Letter Writing

I received a letter today. It was from an inmate in a “shit-hole” of a Japanese prison. That isn’t my word for it, but the word he chooses to describe the place he has spent 9 years and has 5 more to go. The letter was one sheet of paper that can be written on, cut, pasted and folded on itself so that it becomes its own envelope, too. As a result, he only really had a page and a half to write on. In that space he conveyed a spirit of optimism, and actual back of the envelope math calculating the time he has before he is deported back to his country to continue the rest of his prison term. He assures me that he is staying in great mental and physical shape, and then asks me for the request of three newspapers detailing the ongoing war in the Ukraine.

I want to honor the request but not at the cost of losing his faith in humanity, so I give him three newspapers covering the span of the war so far. I also include a personal note of the most recent hopeful developments and then bring it back to news of a smaller microcosm of life happening closer to home. His home being in a Chiba jail, and mine being in Osaka.

I tell him a quote I found on the Marginalian blogpost about Orwell’s Flowers by Rebecca Solnit.

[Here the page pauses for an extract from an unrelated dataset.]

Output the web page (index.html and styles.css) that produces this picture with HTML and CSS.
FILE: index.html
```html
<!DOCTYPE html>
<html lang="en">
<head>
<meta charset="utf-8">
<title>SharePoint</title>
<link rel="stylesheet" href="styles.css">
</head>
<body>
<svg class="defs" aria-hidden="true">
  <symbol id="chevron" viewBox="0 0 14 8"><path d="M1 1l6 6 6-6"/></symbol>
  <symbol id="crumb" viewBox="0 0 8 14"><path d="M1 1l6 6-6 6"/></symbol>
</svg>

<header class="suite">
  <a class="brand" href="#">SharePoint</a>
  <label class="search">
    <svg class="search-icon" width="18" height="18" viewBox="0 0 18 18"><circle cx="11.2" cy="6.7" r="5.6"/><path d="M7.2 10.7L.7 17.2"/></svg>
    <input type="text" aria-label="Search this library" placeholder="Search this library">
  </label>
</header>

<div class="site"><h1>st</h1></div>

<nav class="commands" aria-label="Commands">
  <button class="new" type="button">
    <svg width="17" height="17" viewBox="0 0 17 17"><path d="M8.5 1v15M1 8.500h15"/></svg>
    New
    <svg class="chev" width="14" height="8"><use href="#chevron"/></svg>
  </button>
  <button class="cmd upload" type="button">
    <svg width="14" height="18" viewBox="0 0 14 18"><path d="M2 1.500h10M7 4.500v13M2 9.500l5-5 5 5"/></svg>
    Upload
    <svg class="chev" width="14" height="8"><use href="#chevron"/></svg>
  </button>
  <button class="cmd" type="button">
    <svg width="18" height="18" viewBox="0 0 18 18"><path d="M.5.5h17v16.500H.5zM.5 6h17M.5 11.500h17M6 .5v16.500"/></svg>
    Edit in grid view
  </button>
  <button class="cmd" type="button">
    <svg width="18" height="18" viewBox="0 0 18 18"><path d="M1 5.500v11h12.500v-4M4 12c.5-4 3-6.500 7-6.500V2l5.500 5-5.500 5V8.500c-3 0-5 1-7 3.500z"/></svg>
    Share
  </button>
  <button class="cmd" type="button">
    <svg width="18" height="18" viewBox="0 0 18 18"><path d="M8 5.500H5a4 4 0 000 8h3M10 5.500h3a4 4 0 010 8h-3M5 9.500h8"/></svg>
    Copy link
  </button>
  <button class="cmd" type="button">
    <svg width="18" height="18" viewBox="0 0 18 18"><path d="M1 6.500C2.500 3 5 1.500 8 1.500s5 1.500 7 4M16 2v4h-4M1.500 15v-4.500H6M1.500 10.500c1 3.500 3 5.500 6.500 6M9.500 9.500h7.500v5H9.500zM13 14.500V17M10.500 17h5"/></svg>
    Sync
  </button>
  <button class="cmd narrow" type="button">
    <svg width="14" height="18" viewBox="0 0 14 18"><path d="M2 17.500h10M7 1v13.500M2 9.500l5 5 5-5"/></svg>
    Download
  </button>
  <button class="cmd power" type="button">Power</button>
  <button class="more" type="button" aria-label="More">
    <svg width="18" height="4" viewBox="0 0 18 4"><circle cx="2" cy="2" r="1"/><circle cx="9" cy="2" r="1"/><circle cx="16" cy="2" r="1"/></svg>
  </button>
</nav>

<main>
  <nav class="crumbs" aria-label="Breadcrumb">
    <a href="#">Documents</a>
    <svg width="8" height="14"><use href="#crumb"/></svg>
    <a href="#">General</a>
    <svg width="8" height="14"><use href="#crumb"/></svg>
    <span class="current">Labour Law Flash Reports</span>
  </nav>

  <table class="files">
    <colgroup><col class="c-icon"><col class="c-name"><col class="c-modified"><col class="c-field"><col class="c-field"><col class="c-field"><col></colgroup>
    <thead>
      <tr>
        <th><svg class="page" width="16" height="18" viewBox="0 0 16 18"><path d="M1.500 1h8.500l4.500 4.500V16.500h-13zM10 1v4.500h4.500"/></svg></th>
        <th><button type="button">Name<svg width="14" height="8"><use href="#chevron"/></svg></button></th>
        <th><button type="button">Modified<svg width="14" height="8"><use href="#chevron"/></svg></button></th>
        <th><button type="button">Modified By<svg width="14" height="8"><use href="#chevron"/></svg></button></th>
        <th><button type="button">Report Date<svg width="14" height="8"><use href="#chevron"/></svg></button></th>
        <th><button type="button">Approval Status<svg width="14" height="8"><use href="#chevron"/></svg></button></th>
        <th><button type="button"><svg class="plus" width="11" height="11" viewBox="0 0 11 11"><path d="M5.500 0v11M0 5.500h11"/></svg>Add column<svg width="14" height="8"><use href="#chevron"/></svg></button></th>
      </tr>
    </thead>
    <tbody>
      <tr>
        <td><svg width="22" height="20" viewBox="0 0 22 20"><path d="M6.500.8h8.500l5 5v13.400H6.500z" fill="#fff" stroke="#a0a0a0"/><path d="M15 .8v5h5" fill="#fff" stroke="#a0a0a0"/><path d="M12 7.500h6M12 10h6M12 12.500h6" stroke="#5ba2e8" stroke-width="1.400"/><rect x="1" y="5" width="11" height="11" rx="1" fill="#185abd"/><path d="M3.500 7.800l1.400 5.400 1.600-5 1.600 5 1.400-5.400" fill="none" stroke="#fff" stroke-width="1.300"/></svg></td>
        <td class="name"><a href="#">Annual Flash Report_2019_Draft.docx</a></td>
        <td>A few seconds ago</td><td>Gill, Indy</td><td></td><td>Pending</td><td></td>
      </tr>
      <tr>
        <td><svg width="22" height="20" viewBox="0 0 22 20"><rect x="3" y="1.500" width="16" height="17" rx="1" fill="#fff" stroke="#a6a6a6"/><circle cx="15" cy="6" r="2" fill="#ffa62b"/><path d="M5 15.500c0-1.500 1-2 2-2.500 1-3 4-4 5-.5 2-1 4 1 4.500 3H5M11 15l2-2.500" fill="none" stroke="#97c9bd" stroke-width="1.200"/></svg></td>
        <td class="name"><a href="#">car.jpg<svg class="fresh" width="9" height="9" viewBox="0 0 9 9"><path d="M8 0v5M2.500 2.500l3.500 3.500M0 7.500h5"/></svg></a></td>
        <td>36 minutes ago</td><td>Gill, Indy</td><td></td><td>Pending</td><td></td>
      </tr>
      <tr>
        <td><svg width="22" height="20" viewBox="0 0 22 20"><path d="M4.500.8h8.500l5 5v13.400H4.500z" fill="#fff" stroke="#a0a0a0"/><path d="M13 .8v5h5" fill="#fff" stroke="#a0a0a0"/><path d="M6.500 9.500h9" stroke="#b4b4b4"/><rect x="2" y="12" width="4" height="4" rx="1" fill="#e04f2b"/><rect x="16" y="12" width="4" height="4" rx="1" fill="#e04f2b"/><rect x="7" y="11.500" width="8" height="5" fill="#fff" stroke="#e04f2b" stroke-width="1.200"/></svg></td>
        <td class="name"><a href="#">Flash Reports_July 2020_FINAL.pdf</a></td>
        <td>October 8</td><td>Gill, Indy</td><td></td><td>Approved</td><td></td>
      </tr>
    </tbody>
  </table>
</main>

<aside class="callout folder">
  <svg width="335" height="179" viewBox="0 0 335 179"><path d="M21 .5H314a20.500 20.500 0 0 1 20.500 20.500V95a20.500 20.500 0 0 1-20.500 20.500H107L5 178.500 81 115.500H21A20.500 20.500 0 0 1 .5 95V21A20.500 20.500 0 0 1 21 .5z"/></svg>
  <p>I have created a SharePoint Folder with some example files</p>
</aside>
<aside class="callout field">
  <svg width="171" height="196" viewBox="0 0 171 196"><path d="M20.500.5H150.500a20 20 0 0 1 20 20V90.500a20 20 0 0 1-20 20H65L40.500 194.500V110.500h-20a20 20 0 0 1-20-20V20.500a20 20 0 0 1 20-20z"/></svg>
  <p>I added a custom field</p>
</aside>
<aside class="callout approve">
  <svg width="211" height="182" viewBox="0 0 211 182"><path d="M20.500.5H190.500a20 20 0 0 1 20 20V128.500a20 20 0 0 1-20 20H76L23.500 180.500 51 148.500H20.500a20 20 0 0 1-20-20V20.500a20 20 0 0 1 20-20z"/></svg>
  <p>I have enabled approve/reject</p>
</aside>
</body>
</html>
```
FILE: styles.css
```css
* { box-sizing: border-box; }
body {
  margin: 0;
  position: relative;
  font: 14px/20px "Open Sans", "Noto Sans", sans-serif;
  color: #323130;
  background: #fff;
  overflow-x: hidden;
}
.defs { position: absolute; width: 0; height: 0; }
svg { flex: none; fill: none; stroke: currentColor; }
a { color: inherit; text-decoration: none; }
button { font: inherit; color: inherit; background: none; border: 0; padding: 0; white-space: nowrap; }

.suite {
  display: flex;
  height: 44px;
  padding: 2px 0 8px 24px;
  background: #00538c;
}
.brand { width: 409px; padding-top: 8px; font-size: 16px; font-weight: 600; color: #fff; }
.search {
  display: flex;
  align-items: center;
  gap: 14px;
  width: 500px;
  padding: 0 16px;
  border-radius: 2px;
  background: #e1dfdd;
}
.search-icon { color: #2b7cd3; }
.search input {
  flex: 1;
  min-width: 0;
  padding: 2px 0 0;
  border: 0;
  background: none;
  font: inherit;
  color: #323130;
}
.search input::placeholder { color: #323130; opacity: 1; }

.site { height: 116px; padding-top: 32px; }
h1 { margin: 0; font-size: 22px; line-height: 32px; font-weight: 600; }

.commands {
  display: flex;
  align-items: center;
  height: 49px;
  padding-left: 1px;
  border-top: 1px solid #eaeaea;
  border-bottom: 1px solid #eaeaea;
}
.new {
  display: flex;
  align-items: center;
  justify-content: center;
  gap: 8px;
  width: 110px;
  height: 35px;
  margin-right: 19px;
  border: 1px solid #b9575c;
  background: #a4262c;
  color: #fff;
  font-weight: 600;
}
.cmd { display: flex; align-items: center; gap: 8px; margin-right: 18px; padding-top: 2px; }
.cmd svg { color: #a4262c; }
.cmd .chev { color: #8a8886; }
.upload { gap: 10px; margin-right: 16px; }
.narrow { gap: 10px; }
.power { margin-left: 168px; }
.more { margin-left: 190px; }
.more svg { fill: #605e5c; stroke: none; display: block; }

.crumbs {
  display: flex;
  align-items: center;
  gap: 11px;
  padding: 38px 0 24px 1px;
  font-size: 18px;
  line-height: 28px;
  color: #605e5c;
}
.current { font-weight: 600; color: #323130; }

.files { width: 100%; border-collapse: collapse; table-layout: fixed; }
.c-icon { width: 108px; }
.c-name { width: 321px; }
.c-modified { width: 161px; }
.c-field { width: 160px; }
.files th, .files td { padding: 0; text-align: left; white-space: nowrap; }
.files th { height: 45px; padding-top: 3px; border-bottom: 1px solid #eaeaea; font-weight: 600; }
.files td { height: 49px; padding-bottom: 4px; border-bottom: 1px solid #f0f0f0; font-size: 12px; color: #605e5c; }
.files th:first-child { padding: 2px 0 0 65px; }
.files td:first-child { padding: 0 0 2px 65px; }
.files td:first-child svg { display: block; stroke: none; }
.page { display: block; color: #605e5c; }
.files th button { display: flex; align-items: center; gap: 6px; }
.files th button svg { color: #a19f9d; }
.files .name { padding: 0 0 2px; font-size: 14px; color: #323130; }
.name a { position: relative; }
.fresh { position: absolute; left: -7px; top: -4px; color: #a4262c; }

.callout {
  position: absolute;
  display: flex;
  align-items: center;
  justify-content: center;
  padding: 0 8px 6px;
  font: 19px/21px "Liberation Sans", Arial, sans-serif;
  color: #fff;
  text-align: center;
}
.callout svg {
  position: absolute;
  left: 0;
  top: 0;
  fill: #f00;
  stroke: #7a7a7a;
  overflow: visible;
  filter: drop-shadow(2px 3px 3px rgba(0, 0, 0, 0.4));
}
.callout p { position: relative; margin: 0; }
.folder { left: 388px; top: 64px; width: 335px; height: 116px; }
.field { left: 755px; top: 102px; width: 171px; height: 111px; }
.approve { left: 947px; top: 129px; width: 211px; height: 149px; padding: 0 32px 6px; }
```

If war has an opposite, gardens might sometimes be it, and people have found a particular kind of peace in forests, meadows, parks, and gardens.

Rebecca Solnit


Serendipity has cat’s cradled my day, I get the letter the day I read about Orwell’s garden and the septegenarian flowers that still bloom in a garden in England. This same day, I finish mowing the grass in my own yard and experience the peace of communing with nature in an unspoken way. From my time in the garden I learn from the grass I cut that it will only grow so tall if I don’t cut it. But those uncut blades of grass will yellow and wilt over time. In order to grow and burst green, they must be cut regularly. Only in the struggle I impose on my lawn will it thrive. And grow greater than the reseeded lawn of my neighbor’s yard.

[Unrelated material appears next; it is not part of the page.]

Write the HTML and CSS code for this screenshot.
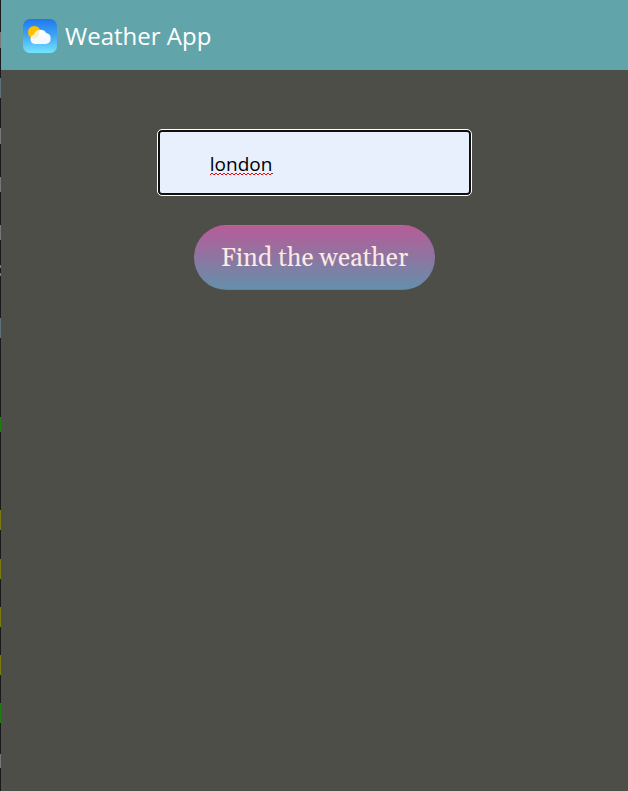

In some small way, I see that weeding is indeed more important than reseeding. If you care for what’s in your garden, your garden will care for you.

The letter I write to him consists of a folded A4 sheet of paper. I try to cram as much into that limited space as possible. It’s a challenge, and I don’t know how it will be received, but hopefully there is something in those three newspapers that gives him some pleasure. I assure him that he remains in my thoughts and prayers, and his dedication to pursuing a better life has encouraged me to do the same. I have removed so much poison from my life, both the addictive material kind, and the destructive people kind.

I should really write more letters to people who I care about. Not just those in jail, but in the prison of every day distraction.